Grampall Jookabox's Brilliant ‘Ropechain' Defies Classification

5 of 5

Grampall Jookabox's second LP, "Ropechain" is nuts, and I love it. Is it rap? Rock? Soul? Pop? It borrows from all those genres and more, and in an age where we love to label genres so specifically that they seem to lose their specificity, Grampall Jookabox is perfectly unclassifiable. It's just really good, weird and intriguing music. It's definitely a left-field hodgepodge, as Grampall plays an assortment of electric and acoustic guitars, keys, percussion, and other instruments and gadgets. These aren't hip-hop beats, though they've got great rhythm. It's not rock, though heavy guitars often take the lead. It's neither Americana nor jazz, but both those genres are reference points. What it is is weird and cool and infectious and haunting. Mainly, it's the most unique thing I've listened to in a long while, which is what I crave. Mastermind David Adamson sounds like some sort of urban hillbilly. In six months, I may very well think "Ropechain" is stupid and wonder why I liked it in the first place, but for now, I want to listen to it again and again and again. Adamson is either a certified genius or a certifiable head case. Maybe equal parts both.

The highlights here are "The Girl Ain't Preggers" and "I Will Save Young Michael." The former, driven by simple but incessant percussion that sounds like it was provided by a member of Stomp or Blue Man Group, takes an idea common to film and TV and puts it in song: fear of possibly having fathered a child giving way to lament when finding out you're not going to be a father after all. The first half of the song lists the reasons you're not ready to have a child -- mainly financial -- and the chorus sings "Don't it make you feel glad when the girl ain't preggers." The second half highlights the joy of fatherhood and beauty of children and changes tune to "Don't it make you feel sad when the girl ain't preggers." A seemingly simple twist of phrase proves insightful and powerful. The latter is Grampall Jookabox's lament on the life of Michael Jackson, reminiscing about a youthful Michael's talent and potential, then trying to travel back in time to plead with the King of Pop to stay the course. Mellow, rhythmic strumming guides the song, and layered background vocals howl like ghosts. Both tracks demonstrate the rare wit with which Grampall Jookabox is blessed.

But the underlying theme of the album is madness -- a descent prompted by the state of the world and society. The record opens with "Black Girls," on which a tribute to black women is spoke-sung over ominous bass and a hip-hop beat slowed down and gone industrial. The next track, "Let's Go Mad Together," lays down "Ropechain's" theme blatantly and invites the listener to join in the despair. Again dominated by bass, this song is even creepier and more haunting than the first, with horn bleats and moments of heavy guitar mixed in above sparse, almost tribal percussion. Spitting gibberish in the chorus, Grampall Jookabox drives home the song's message of madness.
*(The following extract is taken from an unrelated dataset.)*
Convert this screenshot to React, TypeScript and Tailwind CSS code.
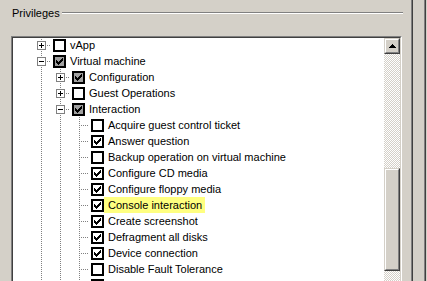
import React from 'react';

type Check = 'off' | 'on' | 'partial';

interface Node {
  level: number;
  label: string;
  expander?: 'plus' | 'minus';
  check: Check;
  highlight?: boolean;
}

const nodes: Node[] = [
  { level: 1, label: 'vApp', expander: 'plus', check: 'off' },
  { level: 1, label: 'Virtual machine', expander: 'minus', check: 'partial' },
  { level: 2, label: 'Configuration', expander: 'plus', check: 'partial' },
  { level: 2, label: 'Guest Operations', expander: 'plus', check: 'off' },
  { level: 2, label: 'Interaction', expander: 'minus', check: 'partial' },
  { level: 3, label: 'Acquire guest control ticket', check: 'off' },
  { level: 3, label: 'Answer question', check: 'on' },
  { level: 3, label: 'Backup operation on virtual machine', check: 'off' },
  { level: 3, label: 'Configure CD media', check: 'on' },
  { level: 3, label: 'Configure floppy media', check: 'on' },
  { level: 3, label: 'Console interaction', check: 'on', highlight: true },
  { level: 3, label: 'Create screenshot', check: 'on' },
  { level: 3, label: 'Defragment all disks', check: 'on' },
  { level: 3, label: 'Device connection', check: 'on' },
  { level: 3, label: 'Disable Fault Tolerance', check: 'off' },
  { level: 3, label: 'Enable Fault Tolerance', check: 'on' },
];

// pixel check mark (7x7), standard windows glyph
const CHECK_PIXELS: [number, number][] = [
  [6, 0],
  [5, 1], [6, 1],
  [0, 2], [4, 2], [5, 2], [6, 2],
  [0, 3], [1, 3], [3, 3], [4, 3], [5, 3],
  [0, 4], [1, 4], [2, 4], [3, 4], [4, 4],
  [1, 5], [2, 5], [3, 5],
  [2, 6],
];

function TreeCell({ vertical, own, expander }: { vertical: boolean; own?: boolean; expander?: 'plus' | 'minus' }) {
  const dotsV = vertical ? Array.from({ length: 8 }, (_, i) => i * 2) : [];
  const dotsH = own ? [11, 13, 15, 17] : [];
  return (
    <svg width="19" height="16" viewBox="0 0 19 16" shapeRendering="crispEdges" className="shrink-0">
      {dotsV.map((y) => (
        <rect key={'v' + y} x="9" y={y} width="1" height="1" fill="#808080" />
      ))}
      {dotsH.map((x) => (
        <rect key={'h' + x} x={x} y="8" width="1" height="1" fill="#808080" />
      ))}
      {expander && (
        <g>
          <rect x="5.5" y="4.5" width="8" height="8" fill="#fff" stroke="#808080" />
          <rect x="7" y="8" width="5" height="1" fill="#000" />
          {expander === 'plus' && <rect x="9" y="6" width="1" height="5" fill="#000" />}
        </g>
      )}
    </svg>
  );
}

function CheckBox({ state }: { state: Check }) {
  return (
    <svg width="13" height="13" viewBox="0 0 13 13" shapeRendering="crispEdges" className="shrink-0 ml-[2px]">
      <rect x="0" y="0" width="13" height="13" fill="#000" />
      <rect x="2" y="2" width="9" height="9" fill={state === 'partial' ? '#a0a0a0' : '#fff'} />
      {state !== 'off' &&
        CHECK_PIXELS.map(([x, y]) => (
          <rect key={x + '-' + y} x={x + 3} y={y + 3} width="1" height="1" fill="#000" />
        ))}
    </svg>
  );
}

function TreeRow({ node }: { node: Node }) {
  const cells = [];
  for (let l = 0; l <= node.level; l++) {
    if (l === 0) {
      cells.push(<TreeCell key={l} vertical={false} />);
    } else if (l < node.level) {
      cells.push(<TreeCell key={l} vertical />);
    } else {
      cells.push(<TreeCell key={l} vertical own expander={node.expander} />);
    }
  }
  return (
    <div className="flex items-center h-[16px] whitespace-nowrap">
      {cells}
      <CheckBox state={node.check} />
      <span className={`pl-[4px] pr-[3px] leading-[16px] h-[16px] text-black ${node.highlight ? 'bg-[#ffff80]' : ''}`}>
        {node.label}
      </span>
    </div>
  );
}

const raised =
  'border-t border-l border-t-[#d4d0c8] border-l-[#d4d0c8] border-r border-b border-r-[#404040] border-b-[#404040]';
const raisedInner =
  'border-t border-l border-t-white border-l-white border-r border-b border-r-[#808080] border-b-[#808080] bg-[#d4d0c8]';
const track =
  'bg-[repeating-conic-gradient(#d4d0c8_0%_25%,#ffffff_0%_50%)] bg-[length:2px_2px]';

export default function App() {
  return (
    <div className="w-[427px] h-[281px] overflow-hidden bg-[#d4d0c8] flex font-['Liberation_Sans',Arial,sans-serif] text-[11px] text-black">
      {/* Privileges group */}
      <div className="w-[411px] shrink-0 flex flex-col pt-[6px]">
        <div className="flex items-center h-[14px]">
          <span className="w-[62px] pl-[12px] shrink-0 leading-[14px]">Privileges</span>
          <div className="w-[341px] h-[2px] border-t border-t-[#808080] border-b border-b-white" />
        </div>

        {/* tree view */}
        <div className="mt-[16px] ml-[11px] w-[391px] flex-1 border-t border-l border-t-[#808080] border-l-[#808080] border-r border-r-white">
          <div className="h-full flex border-t border-l border-t-[#404040] border-l-[#404040] border-r border-r-[#d4d0c8]">
            <div className="flex-1 bg-white overflow-hidden">
              <div className="-mt-px flex flex-col">
                {nodes.map((n) => (
                  <TreeRow key={n.label} node={n} />
                ))}
              </div>
            </div>

            {/* vertical scrollbar */}
            <div className="w-[16px] shrink-0 flex flex-col">
              <div className={`h-[16px] ${raised}`}>
                <div className={`h-full flex items-center justify-center ${raisedInner}`}>
                  <svg width="7" height="4" viewBox="0 0 7 4" shapeRendering="crispEdges">
                    <path d="M3 0h1v1h1v1h1v1h1v1H0V3h1V2h1V1h1z" fill="#000" />
                  </svg>
                </div>
              </div>
              <div className={`h-[114px] ${track}`} />
              <div className={`h-[103px] ${raised}`}>
                <div className={`h-full ${raisedInner}`} />
              </div>
              <div className={`flex-1 ${track}`} />
            </div>
          </div>
        </div>
      </div>

      {/* right hand splitter edges */}
      <div className="flex-1 flex">
        <div className="w-px bg-[#808080]" />
        <div className="w-px bg-[#404040]" />
        <div className="w-[11px]" />
        <div className="w-px bg-[#808080]" />
        <div className="w-px bg-[#404040]" />
      </div>
    </div>
  );
}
The album is at it's maddest, though, on "You Will Love My Boom." It's got some of the heaviest rock elements on the album, though it plods along impressively. The vocals are at their most crazed -- deep, gritty and soulful, though disturbed. The singer sounds like a stalker as he violently croons, "You know I love you love you. I took my shrooms and then proposed to you because I love you love you."
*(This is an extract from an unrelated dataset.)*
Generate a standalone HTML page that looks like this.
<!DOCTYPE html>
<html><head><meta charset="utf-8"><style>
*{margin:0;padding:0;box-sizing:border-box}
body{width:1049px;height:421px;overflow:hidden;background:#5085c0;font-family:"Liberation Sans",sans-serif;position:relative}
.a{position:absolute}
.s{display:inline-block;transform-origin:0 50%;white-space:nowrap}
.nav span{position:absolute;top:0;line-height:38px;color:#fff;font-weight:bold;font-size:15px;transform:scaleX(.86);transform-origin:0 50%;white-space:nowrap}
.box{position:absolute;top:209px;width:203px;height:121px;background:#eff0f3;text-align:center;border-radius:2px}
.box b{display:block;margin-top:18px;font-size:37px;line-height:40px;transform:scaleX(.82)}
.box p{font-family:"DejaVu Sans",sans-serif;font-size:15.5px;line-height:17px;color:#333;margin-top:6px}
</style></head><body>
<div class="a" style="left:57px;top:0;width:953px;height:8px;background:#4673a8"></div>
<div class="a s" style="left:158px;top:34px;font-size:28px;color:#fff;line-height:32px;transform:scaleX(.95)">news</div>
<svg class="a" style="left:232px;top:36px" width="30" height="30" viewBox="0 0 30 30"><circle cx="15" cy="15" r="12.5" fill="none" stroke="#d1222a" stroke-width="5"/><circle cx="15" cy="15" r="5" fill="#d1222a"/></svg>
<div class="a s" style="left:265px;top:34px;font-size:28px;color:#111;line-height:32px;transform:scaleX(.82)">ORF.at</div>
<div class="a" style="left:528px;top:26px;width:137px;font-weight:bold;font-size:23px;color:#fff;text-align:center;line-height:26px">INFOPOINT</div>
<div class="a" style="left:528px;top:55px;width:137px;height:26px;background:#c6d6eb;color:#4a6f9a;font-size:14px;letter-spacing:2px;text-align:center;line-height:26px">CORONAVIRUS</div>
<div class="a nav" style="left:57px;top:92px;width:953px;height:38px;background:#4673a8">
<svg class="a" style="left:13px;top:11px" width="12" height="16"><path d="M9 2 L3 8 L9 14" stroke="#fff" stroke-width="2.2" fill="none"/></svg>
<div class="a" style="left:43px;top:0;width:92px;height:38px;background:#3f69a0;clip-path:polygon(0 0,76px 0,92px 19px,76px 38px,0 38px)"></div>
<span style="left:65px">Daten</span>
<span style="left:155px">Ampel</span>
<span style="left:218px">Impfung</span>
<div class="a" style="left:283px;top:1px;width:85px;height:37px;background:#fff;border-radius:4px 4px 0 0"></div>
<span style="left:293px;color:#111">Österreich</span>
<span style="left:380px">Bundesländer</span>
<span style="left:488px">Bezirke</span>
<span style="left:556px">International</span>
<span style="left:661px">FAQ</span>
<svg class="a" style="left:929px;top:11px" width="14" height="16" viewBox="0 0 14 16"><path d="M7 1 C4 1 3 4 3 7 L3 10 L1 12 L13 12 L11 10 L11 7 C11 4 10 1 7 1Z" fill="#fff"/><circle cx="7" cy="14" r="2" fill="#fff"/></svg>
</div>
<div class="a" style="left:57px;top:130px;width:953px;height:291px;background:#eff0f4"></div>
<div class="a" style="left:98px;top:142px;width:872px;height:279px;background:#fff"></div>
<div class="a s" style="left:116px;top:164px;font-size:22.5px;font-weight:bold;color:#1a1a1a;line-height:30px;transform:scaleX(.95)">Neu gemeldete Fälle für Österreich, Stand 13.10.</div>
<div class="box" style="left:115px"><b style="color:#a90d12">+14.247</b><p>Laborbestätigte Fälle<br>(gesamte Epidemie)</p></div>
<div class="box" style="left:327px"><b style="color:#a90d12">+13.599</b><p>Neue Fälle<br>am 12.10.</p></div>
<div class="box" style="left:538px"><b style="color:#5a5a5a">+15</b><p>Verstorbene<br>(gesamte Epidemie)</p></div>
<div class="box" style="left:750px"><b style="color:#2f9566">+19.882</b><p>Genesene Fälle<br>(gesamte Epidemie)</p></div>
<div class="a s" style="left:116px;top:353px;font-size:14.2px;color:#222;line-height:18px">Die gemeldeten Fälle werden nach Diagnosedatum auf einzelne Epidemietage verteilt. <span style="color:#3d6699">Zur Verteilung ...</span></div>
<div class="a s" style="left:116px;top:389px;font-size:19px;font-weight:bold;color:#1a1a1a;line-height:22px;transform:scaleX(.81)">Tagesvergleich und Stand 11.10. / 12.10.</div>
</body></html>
The vocals often are delivered in a rhythmic speech, and when that coincides with the R&B and soul rising to the top of the arrangement, it could be hip-hop, but that ain't flow. When the vocals are sung, there's a host of vocal styles to choose from, ranging from slick and soulful to high and tense to gritty and angry. Kind of reminds me of Cee-Lo Green in the ability to inhabit several styles, though staying at least a little bit crazy all the while, even if the vocal instrument isn't as classical as Green's. And throughout the album, no matter what genre Grampall Jookabox seems to be leaning toward most, a psychedelic assembly of sample instruments and noise defines the sound. It's like Americana for the new millennium, updated to include the past three decades.

Late on the record, "The One Thing" proves to be another almost rock song, the most up-tempo track. It's short, though, and followed by another short song, but one that takes a completely different direction. A cool, steady, psychedelic sound writes the despair in "We Know We Might Be F---ed," another excellent example of Grampall Jookabox's understated humor. The album wraps with what seems to be a concession to its theme, "I'm Absolutely Freaked Out." It starts with a howl, and while the album mostly is dominated by bottom and quirky beats, "Freaked Out" returns to soulful, subtle, mellow strumming. It frequently changes pace and tone, incorporating most of the bonkers elements that run through the record, though largely remains chill and is not nearly as nightmarish.